**GIVEN EXERCISE**
Write out the material exactly, without any of its pictures.

**INFORMATION SUPPLIED**
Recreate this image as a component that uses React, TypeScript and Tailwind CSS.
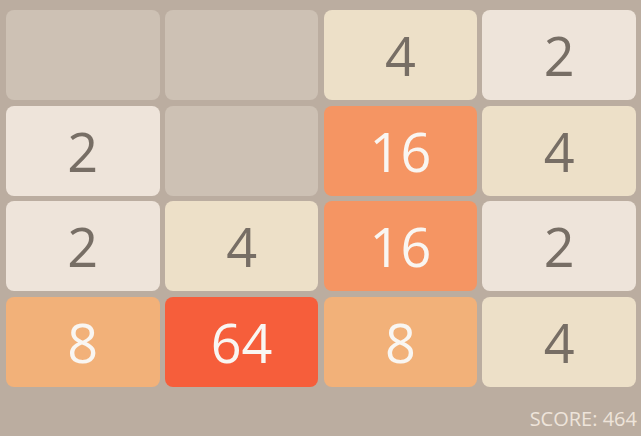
const board: number[][] = [
  [0, 0, 4, 2],
  [2, 0, 16, 4],
  [2, 4, 16, 2],
  [8, 64, 8, 4],
];

const tileClass: Record<number, string> = {
  0: 'bg-[#cdc1b4]',
  2: 'bg-[#eee4da] text-[#776e65]',
  4: 'bg-[#ede0c8] text-[#776e65]',
  8: 'bg-[#f2b179] text-[#f9f6f2]',
  16: 'bg-[#f59563] text-[#f9f6f2]',
  32: 'bg-[#f67c5f] text-[#f9f6f2]',
  64: 'bg-[#f65e3b] text-[#f9f6f2]',
};

function Tile({ value }: { value: number }) {
  return (
    <div
      className={`h-[90px] rounded-lg flex items-center justify-center text-[54px] leading-none ${tileClass[value]}`}
    >
      {value > 0 ? value : ''}
    </div>
  );
}

export default function App() {
  const score = 464;
  return (
    <div
      className="w-[641px] h-[436px] bg-[#bbada0] pt-[10px] pl-[6px] pr-[4px] flex flex-col"
      style={{ fontFamily: '"Open Sans", "Liberation Sans", sans-serif' }}
    >
      <div className="grid grid-cols-4 gap-x-[5.3px] gap-y-[5.67px] mr-[1px]">
        {board.flat().map((v, i) => (
          <Tile key={i} value={v} />
        ))}
      </div>
      <div className="mt-auto pb-[7px] text-right text-[20px] leading-[20px] text-[#eee4da]">
        SCORE: {score}
      </div>
    </div>
  );
}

**SOLUTION TO THE EXERCISE**
Recreate this image as a component that uses React, TypeScript and Tailwind CSS.
const board: number[][] = [
  [0, 0, 4, 2],
  [2, 0, 16, 4],
  [2, 4, 16, 2],
  [8, 64, 8, 4],
];

const tileClass: Record<number, string> = {
  0: 'bg-[#cdc1b4]',
  2: 'bg-[#eee4da] text-[#776e65]',
  4: 'bg-[#ede0c8] text-[#776e65]',
  8: 'bg-[#f2b179] text-[#f9f6f2]',
  16: 'bg-[#f59563] text-[#f9f6f2]',
  32: 'bg-[#f67c5f] text-[#f9f6f2]',
  64: 'bg-[#f65e3b] text-[#f9f6f2]',
};

function Tile({ value }: { value: number }) {
  return (
    <div
      className={`h-[90px] rounded-lg flex items-center justify-center text-[54px] leading-none ${tileClass[value]}`}
    >
      {value > 0 ? value : ''}
    </div>
  );
}

export default function App() {
  const score = 464;
  return (
    <div
      className="w-[641px] h-[436px] bg-[#bbada0] pt-[10px] pl-[6px] pr-[4px] flex flex-col"
      style={{ fontFamily: '"Open Sans", "Liberation Sans", sans-serif' }}
    >
      <div className="grid grid-cols-4 gap-x-[5.3px] gap-y-[5.67px] mr-[1px]">
        {board.flat().map((v, i) => (
          <Tile key={i} value={v} />
        ))}
      </div>
      <div className="mt-auto pb-[7px] text-right text-[20px] leading-[20px] text-[#eee4da]">
        SCORE: {score}
      </div>
    </div>
  );
}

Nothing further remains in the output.